§ Task brief: Search the listing for "this" and copy every line where it appears.
--- Start Record list ---
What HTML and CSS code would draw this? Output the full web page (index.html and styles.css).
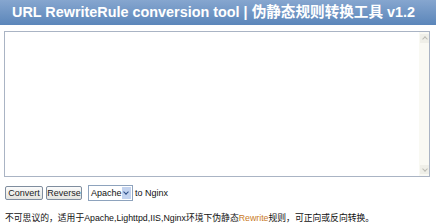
FILE: index.html
```html
<!DOCTYPE html>
<html lang="zh-CN">

<head>
    <meta charset="UTF-8">
    <title>URL RewriteRule conversion tool</title>
    <link rel="stylesheet" href="styles.css">
</head>

<body>
    <header class="top">URL RewriteRule conversion tool | <span class="cn">伪静态规则转换工具</span> v1.2</header>
    <section class="main">
        <div class="editor">
            <textarea class="code"></textarea>
            <div class="scroll">
                <span class="arrow up"></span>
                <span class="arrow down"></span>
            </div>
        </div>
        <div class="tools">
            <button class="btn convert">Convert</button>
            <button class="btn reverse">Reverse</button>
            <div class="select">
                <span class="select-text">Apache</span>
                <span class="select-btn"></span>
            </div>
            <span>to Nginx</span>
        </div>
        <p class="note">不可思议的，适用于Apache,Lighttpd,IIS,Nginx环境下伪静态<span class="hl">Rewrite</span>规则，可正向或反向转换。</p>
    </section>
</body>

</html>
```

FILE: styles.css
```css
body {
    margin: 0;
    background: #fff;
    font-family: "Liberation Sans", Arial, "Noto Sans CJK SC", sans-serif;
    color: #111;
}

.top {
    height: 25px;
    line-height: 25px;
    padding-left: 12px;
    background: linear-gradient(#86a6cf, #5b86ba);
    color: #fff;
    font-weight: bold;
    font-size: 14.4px;
    white-space: nowrap;
}

.top .cn {
    font-size: 14.6px;
}

.main {
    padding: 6px 6px 0 4px;
}

.editor {
    display: flex;
    height: 144px;
    border: 1px solid #aab4c4;
}

.code {
    flex: 1;
    border: none;
    margin: 0;
    padding: 0;
    resize: none;
    outline: none;
}

.scroll {
    width: 10px;
    background: #f9f9f3;
    display: flex;
    flex-direction: column;
    justify-content: space-between;
    align-items: center;
    padding: 2px 0;
}

.arrow {
    width: 9px;
    height: 9px;
    background: #efefe8;
    position: relative;
}

.arrow::after {
    content: "";
    position: absolute;
    left: 3px;
    width: 3px;
    height: 3px;
    border-left: 1px solid #bcbcb4;
    border-top: 1px solid #bcbcb4;
}

.up::after {
    top: 3px;
    transform: rotate(45deg);
}

.down::after {
    top: 2px;
    transform: rotate(225deg);
}

.tools {
    display: flex;
    align-items: center;
    gap: 3px;
    margin-top: 8px;
    padding-left: 1px;
    font-size: 9px;
}

.btn {
    height: 14px;
    padding: 0;
    font: 9px "Liberation Sans", Arial, sans-serif;
    color: #222;
    border: 1px solid #7f8d9e;
    border-radius: 2px;
    background: linear-gradient(#fbfbfb, #e4e4e0);
}

.convert {
    width: 38px;
}

.reverse {
    width: 36px;
}

.select {
    display: flex;
    align-items: center;
    height: 14px;
    width: 43px;
    margin-left: 3px;
    margin-right: -1px;
    border: 1px solid #8ea3bd;
    background: #fff;
}

.select-text {
    flex: 1;
    padding-left: 2px;
}

.select-btn {
    width: 9px;
    height: 12px;
    margin-right: 1px;
    background: #c3d3ef;
    position: relative;
}

.select-btn::after {
    content: "";
    position: absolute;
    left: 2px;
    top: 3px;
    width: 3px;
    height: 3px;
    border-right: 1px solid #2b4c86;
    border-bottom: 1px solid #2b4c86;
    transform: rotate(45deg);
}

.note {
    margin: 10px 0 0 1px;
    font-size: 8.8px;
    font-family: "Liberation Sans", Arial, "Noto Sans CJK SC", sans-serif;
}

.hl {
    color: #c97a26;
}
```
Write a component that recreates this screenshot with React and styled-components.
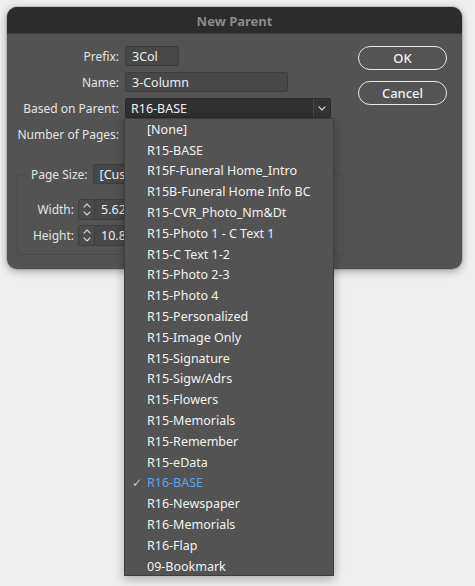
import styled, { createGlobalStyle } from "styled-components";

const GlobalStyle = createGlobalStyle`
  html, body {
    margin: 0;
    padding: 0;
    background: #efefef;
  }
  body {
    font-family: "Noto Sans", "DejaVu Sans", sans-serif;
    font-size: 12px;
    color: #e2e2e2;
  }
`;

const parents = [
  "[None]",
  "R15-BASE",
  "R15F-Funeral Home_Intro",
  "R15B-Funeral Home Info BC",
  "R15-CVR_Photo_Nm&Dt",
  "R15-Photo 1 - C Text 1",
  "R15-C Text 1-2",
  "R15-Photo 2-3",
  "R15-Photo 4",
  "R15-Personalized",
  "R15-Image Only",
  "R15-Signature",
  "R15-Sigw/Adrs",
  "R15-Flowers",
  "R15-Memorials",
  "R15-Remember",
  "R15-eData",
  "R16-BASE",
  "R16-Newspaper",
  "R16-Memorials",
  "R16-Flap",
  "09-Bookmark",
];

const selected = "R16-BASE";

function Chevron({ up }) {
  return (
    <svg width="8" height="5" viewBox="0 0 8 5">
      <path
        d={up ? "M1 4.2L4 1l3 3.2" : "M1 0.8L4 4l3-3.2"}
        fill="none"
        stroke="#d8d8d8"
        strokeWidth="1.1"
        strokeLinecap="round"
        strokeLinejoin="round"
      />
    </svg>
  );
}

function App() {
  return (
    <Page>
      <GlobalStyle />
      <Dialog>
        <TitleBar>New Parent</TitleBar>
        <Body>
          <Form>
            <Row>
              <Label>Prefix:</Label>
              <Field width="54px">3Col</Field>
            </Row>
            <Row>
              <Label>Name:</Label>
              <Field width="163px">3-Column</Field>
            </Row>
            <Row>
              <Label>Based on Parent:</Label>
              <SelectWrap>
                <SelectValue>R16-BASE</SelectValue>
                <SelectArrow>
                  <Chevron />
                </SelectArrow>
                <Menu>
                  {parents.map((name) => (
                    <MenuItem key={name} $active={name === selected}>
                      <Check>{name === selected ? "✓" : ""}</Check>
                      {name}
                    </MenuItem>
                  ))}
                </Menu>
              </SelectWrap>
            </Row>
            <Row>
              <Label>Number of Pages:</Label>
              <Field width="40px">1</Field>
            </Row>
            <Group>
              <Legend>
                <LegendLabel>Page Size:</LegendLabel>
                <Field width="180px">[Custom]</Field>
              </Legend>
              <SpinRow>
                <SpinLabel>Width:</SpinLabel>
                <Spinner>
                  <Chevron up />
                  <Chevron />
                </Spinner>
                <SpinField>5.625 in</SpinField>
              </SpinRow>
              <SpinRow>
                <SpinLabel>Height:</SpinLabel>
                <Spinner>
                  <Chevron up />
                  <Chevron />
                </Spinner>
                <SpinField>10.875 in</SpinField>
              </SpinRow>
            </Group>
          </Form>
          <Buttons>
            <Button>OK</Button>
            <Button>Cancel</Button>
          </Buttons>
        </Body>
      </Dialog>
    </Page>
  );
}

const Page = styled.div`
  height: 586px;
  padding: 7px;
  box-sizing: border-box;
`;

const Dialog = styled.div`
  width: 455px;
  height: 262px;
  border-radius: 10px;
  background: #535353;
  box-shadow: 0 2px 9px rgba(0, 0, 0, 0.35), 0 0 0 1px rgba(0, 0, 0, 0.12);
  position: relative;
`;

const TitleBar = styled.div`
  height: 27px;
  border-radius: 10px 10px 0 0;
  background: #2c2c2c;
  border-bottom: 1px dotted #444;
  box-sizing: border-box;
  display: flex;
  align-items: center;
  justify-content: center;
  font-weight: 700;
  font-size: 13px;
  color: #8b8b8b;
  padding-top: 2px;
`;

const Body = styled.div`
  display: flex;
  justify-content: space-between;
  padding: 12px 15px 0 10px;
`;

const Form = styled.div`
  display: flex;
  flex-direction: column;
  gap: 6px;
`;

const Row = styled.div`
  display: grid;
  grid-template-columns: 102px auto;
  column-gap: 6px;
  align-items: center;
  height: 20px;
  justify-self: start;
`;

const Label = styled.div`
  text-align: right;
  white-space: nowrap;
  color: #e4e4e4;
`;

const Field = styled.div`
  width: ${({ width }) => width};
  height: 20px;
  box-sizing: border-box;
  background: #484848;
  border: 1px solid #3d3d3d;
  border-radius: 2px;
  padding: 0 6px;
  display: flex;
  align-items: center;
  color: #eeeeee;
  font-size: 12.5px;
  white-space: nowrap;
  overflow: hidden;
`;

const SelectWrap = styled.div`
  position: relative;
  display: flex;
  width: 206px;
  height: 20px;
  box-sizing: border-box;
  border: 1px solid #2a2a2a;
  border-radius: 2px;
  background: #303030;
`;

const SelectValue = styled.div`
  flex: 1;
  display: flex;
  align-items: center;
  padding: 0 5px;
  font-size: 12.5px;
  color: #f0f0f0;
`;

const SelectArrow = styled.div`
  width: 16px;
  display: flex;
  align-items: center;
  justify-content: center;
  border-left: 1px solid #4a4a4a;
  background: #343434;
`;

const Menu = styled.div`
  position: absolute;
  top: 19px;
  left: -2px;
  width: 210px;
  height: 458px;
  box-sizing: border-box;
  background: #535353;
  border: 1px solid #3e3e3e;
  box-shadow: 0 3px 10px rgba(0, 0, 0, 0.3);
  z-index: 5;
`;

const MenuItem = styled.div`
  height: 20.8px;
  display: flex;
  align-items: center;
  white-space: nowrap;
  font-size: 12.5px;
  color: ${({ $active }) => ($active ? "#5aa3e6" : "#f2f2f2")};
`;

const Check = styled.span`
  width: 22px;
  padding-left: 7px;
  box-sizing: border-box;
  color: #c4c4c4;
  font-size: 12px;
`;

const Group = styled.fieldset`
  margin: 14px 0 0 0;
  padding: 15px 0 8px 0;
  width: 326px;
  box-sizing: border-box;
  border: 1px solid #4a4a4a;
  border-radius: 2px;
  display: flex;
  flex-direction: column;
  gap: 5px;
`;

const Legend = styled.legend`
  margin-left: 10px;
  padding: 0 3px;
  display: flex;
  align-items: center;
  gap: 5px;
  height: 20px;
`;

const LegendLabel = styled.span`
  color: #e4e4e4;
`;

const SpinRow = styled.div`
  display: flex;
  align-items: center;
  height: 21px;
`;

const SpinLabel = styled.div`
  width: 56px;
  text-align: right;
  margin-right: 4px;
  color: #e4e4e4;
`;

const Spinner = styled.div`
  width: 17px;
  height: 21px;
  box-sizing: border-box;
  border: 1px solid #3f3f3f;
  border-radius: 2px 0 0 2px;
  background: #4b4b4b;
  display: flex;
  flex-direction: column;
  align-items: center;
  justify-content: center;
  gap: 3px;
`;

const SpinField = styled.div`
  width: 120px;
  height: 21px;
  box-sizing: border-box;
  border: 1px solid #3f3f3f;
  border-left: none;
  background: #484848;
  padding: 0 6px;
  display: flex;
  align-items: center;
  font-size: 12.5px;
  color: #eeeeee;
`;

const Buttons = styled.div`
  display: flex;
  flex-direction: column;
  gap: 11px;
`;

const Button = styled.button`
  width: 89px;
  height: 24px;
  box-sizing: border-box;
  border: 1.5px solid #e8e8e8;
  border-radius: 12px;
  background: #545454;
  color: #f2f2f2;
  font-family: inherit;
  font-size: 13px;
  font-weight: 500;
  padding: 0;
`;

export default App;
--- End Record list ---
§ Full output:
What HTML and CSS code would draw this? Output the full web page (index.html and styles.css).
Write a component that recreates this screenshot with React and styled-components.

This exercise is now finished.